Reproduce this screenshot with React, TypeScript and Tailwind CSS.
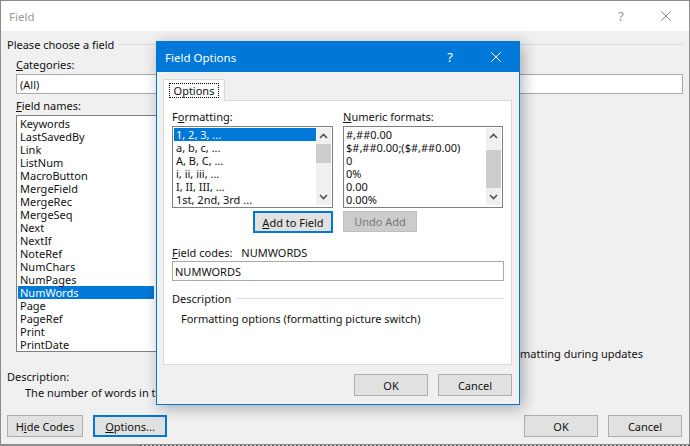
import React from "react";

const F = "font-['Noto_Sans','Open_Sans',sans-serif]";

const fields = ["Keywords","LastSavedBy","Link","ListNum","MacroButton","MergeField","MergeRec","MergeSeq","Next","NextIf","NoteRef","NumChars","NumPages","NumWords","Page","PageRef","Print","PrintDate"];
const formats = ["1, 2, 3, ...","a, b, c, ...","A, B, C, ...","i, ii, iii, ...","I, II, III, ...","1st, 2nd, 3rd ..."];
const numeric = ["#,##0.00","$#,##0.00;($#,##0.00)","0","0%","0.00","0.00%"];

function X({ c }: { c: string }) {
  return (
    <svg className="block" width="10" height="10" viewBox="0 0 10 10" fill="none" stroke={c} strokeWidth="1"><path d="M0.3 0.3 9.7 9.7M9.7 0.3 0.3 9.7" /></svg>
  );
}

function Btn({ children, className = "h-[22px] w-[74px] bg-[#e1e1e1] border border-[#adadad] text-[#111]" }: { children: React.ReactNode; className?: string }) {
  return (
    <div className={`flex items-center justify-center leading-none ${className}`}>{children}</div>
  );
}

function Scroll({ top, h }: { top: number; h: number }) {
  return (
    <div className="w-[15px] h-[77px] bg-[#f0f0f0] flex flex-col items-center shrink-0">
      <svg className="mt-[5px] shrink-0" width="9" height="6" viewBox="0 0 9 6" fill="none" stroke="#505050" strokeWidth="1.6"><path d="M1 5 4.5 1.5 8 5" /></svg>
      <div className="w-full bg-[#cdcdcd] shrink-0" style={{ marginTop: top, height: h }} />
      <svg className="mt-auto mb-[5px] shrink-0" width="9" height="6" viewBox="0 0 9 6" fill="none" stroke="#505050" strokeWidth="1.6"><path d="M1 1 4.5 4.5 8 1" /></svg>
    </div>
  );
}

export default function App() {
  return (
    <div className={`${F} relative w-[690px] h-[446px] overflow-hidden bg-[#8c8c8c] text-[11px] leading-[13px] text-[#111]`}>
      {/* Field window */}
      <div className="w-[688px] h-[443px] mt-[1px] ml-[1px] flex flex-col bg-[#f0f0f0]">
        <div className="h-[30px] bg-white flex items-center shrink-0 text-[#999]">
          <span className="ml-[8px] text-[11.5px]">Field</span>
          <span className="ml-auto mr-[37px] text-[13px] text-[#999]">?</span>
          <span className="mr-[18px]"><X c="#8a8a8a" /></span>
        </div>
        <div className="flex-1 px-[6px] pt-[7px] flex flex-col relative">
          <div className="flex items-center h-[13px]">
            <span>Please choose a field</span>
            <div className="flex-1 h-px bg-[#dcdcdc] ml-[5px]" />
          </div>
          <div className="pl-[9px]">
            <div className="mt-[7px] h-[13px]"><u>C</u>ategories:</div>
            <div className="mt-[3px] h-[20px] w-[667px] bg-white border border-[#a9a9a9] flex items-center pl-[3px]">(All)</div>
            <div className="mt-[5px] h-[13px]"><u>F</u>ield names:</div>
            <div className="mt-[3px] w-[160px] h-[237px] bg-white border border-[#808080] pt-[1px] pl-[1px]">
              {fields.map((f) => (
                <div key={f} className={`h-[13px] pl-[2px] flex items-center w-[136px] ${f === "NumWords" ? "bg-[#0078d7] text-white" : ""}`}>{f}</div>
              ))}
            </div>
          </div>
          <div className="absolute left-[519px] top-[316px] whitespace-nowrap">matting during updates</div>
          <div className="mt-[18px] h-[13px]">Description:</div>
          <div className="mt-[3px] ml-[18px] h-[13px]">The number of words in the document</div>
          <div className="mt-[16px] flex">
            <Btn className="w-[76px] h-[22px] bg-[#e1e1e1] border border-[#adadad]"><span>H<u>i</u>de Codes</span></Btn>
            <Btn className="ml-[10px] w-[74px] h-[22px] bg-[#e1e1e1] border-2 border-[#0078d7]"><span><u>O</u>ptions...</span></Btn>
            <Btn className="ml-auto w-[74px] h-[22px] bg-[#e1e1e1] border border-[#adadad]">OK</Btn>
            <Btn className="ml-[10px] mr-[1px] w-[74px] h-[22px] bg-[#e1e1e1] border border-[#adadad]">Cancel</Btn>
          </div>
        </div>
      </div>
      <div className="mt-[1px] h-px ml-[140px] bg-[repeating-linear-gradient(90deg,#555_0_2px,#ddd_2px_4px)]" />

      {/* Field Options dialog */}
      <div className="absolute left-[156px] top-[41px] w-[364px] h-[364px] border border-[#0078d7] bg-[#f0f0f0] flex flex-col shadow-[3px_3px_14px_rgba(0,0,0,0.3)]">
        <div className="h-[30px] bg-[#0078d7] text-white flex items-center shrink-0">
          <span className="ml-[8px] text-[11.5px]">Field Options</span>
          <span className="ml-auto mr-[38px] text-[13px]">?</span>
          <span className="mr-[18px]"><X c="#ffffff" /></span>
        </div>
        <div className="px-[6px] pt-[7px] flex-1 flex flex-col">
          <div className="w-[62px] h-[22px] bg-white border border-b-0 border-[#d9d9d9] relative z-10 mb-[-1px] flex items-center justify-center">
            <span className="border border-dotted border-black px-[4px] h-[15px] flex items-center">Options</span>
          </div>
          <div className="w-[349px] h-[265px] bg-white border border-[#d9d9d9] pl-[8px] pr-[7px] pt-[9px]">
            <div className="flex">
              <div className="w-[161px] mr-[10px]">
                <div className="h-[13px]">F<u>o</u>rmatting:</div>
                <div className="mt-[3px] h-[82px] border border-[#808080] flex p-[1px]">
                  <div className="flex-1">
                    {formats.map((f, i) => (
                      <div key={f} className={`h-[13px] pl-[2px] flex items-center ${i === 0 ? "bg-[#0078d7] text-white" : ""}`}>{f}</div>
                    ))}
                  </div>
                  <Scroll top={5} h={19} />
                </div>
              </div>
              <div className="w-[160px]">
                <div className="h-[13px]"><u>N</u>umeric formats:</div>
                <div className="mt-[3px] h-[82px] border border-[#808080] flex p-[1px]">
                  <div className="flex-1">
                    {numeric.map((f) => (
                      <div key={f} className="h-[13px] pl-[1px] flex items-center whitespace-nowrap">{f}</div>
                    ))}
                  </div>
                  <Scroll top={11} h={38} />
                </div>
              </div>
            </div>
            <div className="flex mt-[3px]">
              <Btn className="ml-[81px] w-[80px] h-[22px] bg-[#e1e1e1] border-2 border-[#0078d7]"><span><u>A</u>dd to Field</span></Btn>
              <Btn className="ml-[10px] w-[74px] h-[21px] bg-[#cccccc] border border-[#bfbfbf] text-[#787878]">Undo Add</Btn>
            </div>
            <div className="flex mt-[13px] h-[13px]">
              <span><u>F</u>ield codes:</span>
              <span className="ml-[9px]">NUMWORDS</span>
            </div>
            <div className="mt-[2px] w-[332px] h-[20px] border border-[#a9a9a9] flex items-center pl-[2px]">NUMWORDS</div>
            <div className="flex items-center mt-[11px] h-[13px]">
              <span>Description</span>
              <div className="flex-1 h-px bg-[#dcdcdc] ml-[5px]" />
            </div>
            <div className="mt-[7px] ml-[9px] h-[13px]">Formatting options (formatting picture switch)</div>
          </div>
          <div className="flex justify-end mt-[9px] pr-[1px]">
            <Btn>OK</Btn>
            <Btn className="ml-[10px] h-[22px] w-[74px] bg-[#e1e1e1] border border-[#adadad] text-[#111]">Cancel</Btn>
          </div>
        </div>
      </div>
    </div>
  );
}
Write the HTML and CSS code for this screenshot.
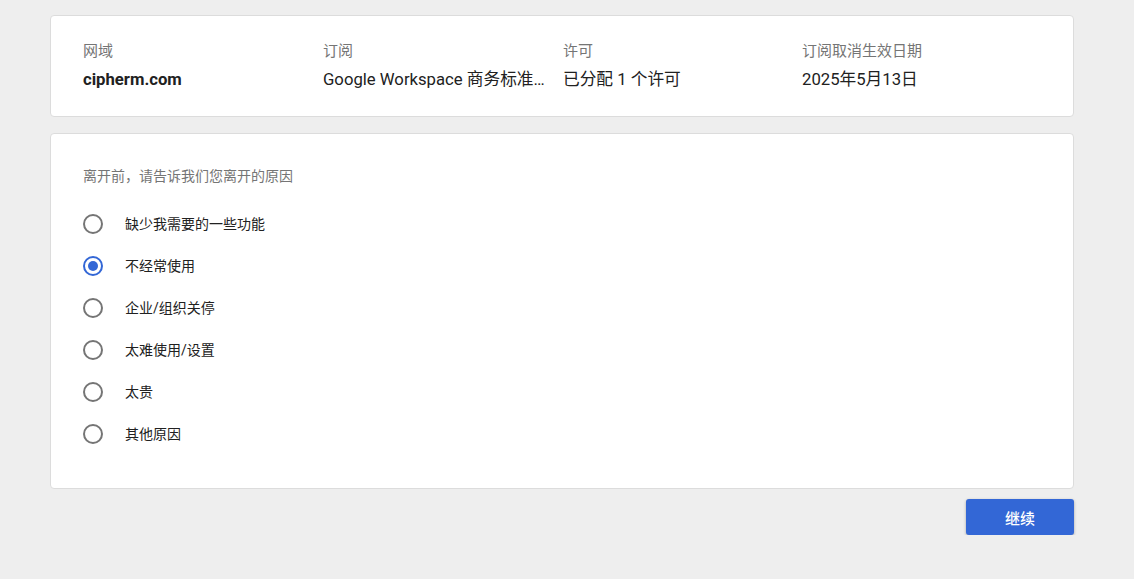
FILE: index.html
```html
<!DOCTYPE html>
<html lang="zh-CN">
<head>
<meta charset="utf-8">
<link rel="stylesheet" href="styles.css">
</head>
<body>
<div class="page">
  <section class="card summary">
    <div class="field">
      <div class="label">网域</div>
      <div class="value bold">cipherm.com</div>
    </div>
    <div class="field">
      <div class="label">订阅</div>
      <div class="value ellipsis">Google Workspace 商务标准版</div>
    </div>
    <div class="field">
      <div class="label">许可</div>
      <div class="value">已分配 1 个许可</div>
    </div>
    <div class="field">
      <div class="label">订阅取消生效日期</div>
      <div class="value">2025年5月13日</div>
    </div>
  </section>

  <section class="card reasons">
    <div class="title">离开前，请告诉我们您离开的原因</div>
    <ul class="options">
      <li class="option"><span class="radio"></span><span class="text">缺少我需要的一些功能</span></li>
      <li class="option"><span class="radio checked"></span><span class="text">不经常使用</span></li>
      <li class="option"><span class="radio"></span><span class="text">企业/组织关停</span></li>
      <li class="option"><span class="radio"></span><span class="text">太难使用/设置</span></li>
      <li class="option"><span class="radio"></span><span class="text">太贵</span></li>
      <li class="option"><span class="radio"></span><span class="text">其他原因</span></li>
    </ul>
  </section>

  <div class="actions">
    <button class="primary">继续</button>
  </div>
</div>
</body>
</html>
```

FILE: styles.css
```css
html, body {
  margin: 0;
  padding: 0;
  background: #eeeeee;
  font-family: Roboto, "Noto Sans CJK SC", "Noto Sans", sans-serif;
  color: #202124;
}

.page {
  width: 1024px;
  margin-left: 50px;
  padding-top: 15px;
  display: flex;
  flex-direction: column;
}

.card {
  background: #ffffff;
  border: 1px solid #dcdcdc;
  border-radius: 4px;
  box-sizing: border-box;
}

.summary {
  height: 102px;
  padding: 25px 32px 0;
  display: grid;
  grid-template-columns: 240px 240px 239px 1fr;
}

.field {
  min-width: 0;
  padding-right: 14px;
}

.label {
  font-size: 15px;
  line-height: 20px;
  color: #757575;
}

.value {
  margin-top: 7px;
  font-size: 16.7px;
  line-height: 24px;
  color: #212121;
  white-space: nowrap;
}

.bold {
  font-weight: 700;
}

.ellipsis {
  overflow: hidden;
  text-overflow: ellipsis;
}

.reasons {
  margin-top: 16px;
  height: 356px;
  padding: 32px 32px 0;
}

.title {
  font-size: 14px;
  line-height: 20px;
  color: #757575;
}

.options {
  list-style: none;
  margin: 17px 0 0;
  padding: 0;
}

.option {
  height: 42px;
  display: flex;
  align-items: center;
}

.radio {
  width: 20px;
  height: 20px;
  box-sizing: border-box;
  border: 2px solid #757575;
  border-radius: 50%;
  flex: none;
  display: flex;
  align-items: center;
  justify-content: center;
}

.radio.checked {
  border-color: #3367d6;
}

.radio.checked::after {
  content: "";
  width: 10px;
  height: 10px;
  border-radius: 50%;
  background: #3367d6;
}

.text {
  margin-left: 22px;
  font-size: 14px;
  line-height: 20px;
  color: #212121;
}

.actions {
  display: flex;
  justify-content: flex-end;
  margin-top: 10px;
}

.primary {
  width: 108px;
  height: 36px;
  border: none;
  border-radius: 3px;
  background: #3367d6;
  color: #ffffff;
  font-family: Roboto, "Noto Sans CJK SC", sans-serif;
  font-size: 15px;
  font-weight: 500;
  box-shadow: 0 1px 3px rgba(0, 0, 0, 0.3);
  cursor: pointer;
}
```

TASK TO COMPLETE = Each line in the data that holds the string "screenshot" should be found and copied.

SOLUTION TO THE EXERCISE =
Reproduce this screenshot with React, TypeScript and Tailwind CSS.
Write the HTML and CSS code for this screenshot.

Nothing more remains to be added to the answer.